═════ STORED RECORDS ═════
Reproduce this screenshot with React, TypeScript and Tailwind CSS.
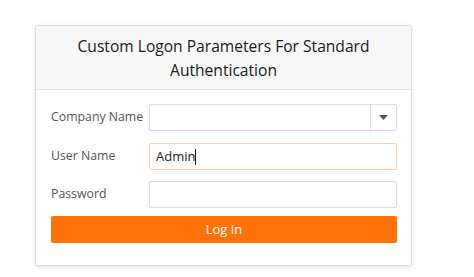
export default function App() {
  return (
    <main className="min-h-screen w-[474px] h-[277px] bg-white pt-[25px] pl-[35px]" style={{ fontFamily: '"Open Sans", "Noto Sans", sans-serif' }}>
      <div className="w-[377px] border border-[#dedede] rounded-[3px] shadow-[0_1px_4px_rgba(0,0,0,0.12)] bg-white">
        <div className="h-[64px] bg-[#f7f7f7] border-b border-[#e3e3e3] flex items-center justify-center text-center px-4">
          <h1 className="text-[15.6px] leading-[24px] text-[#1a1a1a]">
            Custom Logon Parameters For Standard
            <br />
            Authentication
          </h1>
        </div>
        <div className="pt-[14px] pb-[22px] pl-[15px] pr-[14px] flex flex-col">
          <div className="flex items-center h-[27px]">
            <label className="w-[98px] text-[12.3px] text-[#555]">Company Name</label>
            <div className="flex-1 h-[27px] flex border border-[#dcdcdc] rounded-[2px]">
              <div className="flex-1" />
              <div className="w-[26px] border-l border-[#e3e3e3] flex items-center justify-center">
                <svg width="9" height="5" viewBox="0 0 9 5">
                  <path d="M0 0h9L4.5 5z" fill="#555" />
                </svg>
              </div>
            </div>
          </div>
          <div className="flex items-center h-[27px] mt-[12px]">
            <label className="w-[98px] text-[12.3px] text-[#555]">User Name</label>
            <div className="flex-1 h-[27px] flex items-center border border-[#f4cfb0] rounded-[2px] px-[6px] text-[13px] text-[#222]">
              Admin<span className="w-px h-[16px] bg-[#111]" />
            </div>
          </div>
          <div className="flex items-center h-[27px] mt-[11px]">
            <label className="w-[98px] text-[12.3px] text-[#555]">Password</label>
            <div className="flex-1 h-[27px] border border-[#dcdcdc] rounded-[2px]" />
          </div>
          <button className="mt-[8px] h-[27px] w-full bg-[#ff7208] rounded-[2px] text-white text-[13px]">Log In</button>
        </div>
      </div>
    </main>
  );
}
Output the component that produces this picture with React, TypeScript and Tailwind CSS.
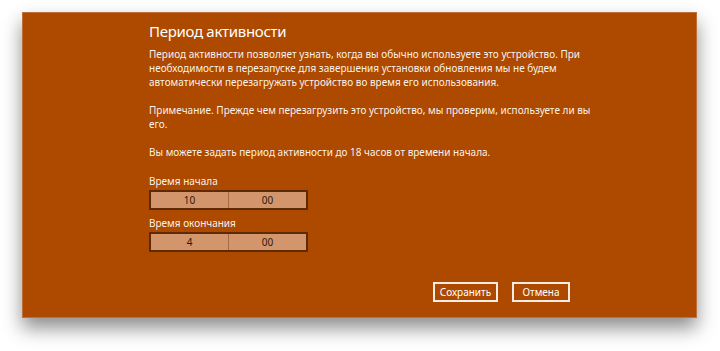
═════
Scan the material above for the string "TypeScript" and report each line where you find it.

Reproduce this screenshot with React, TypeScript and Tailwind CSS.
Output the component that produces this picture with React, TypeScript and Tailwind CSS.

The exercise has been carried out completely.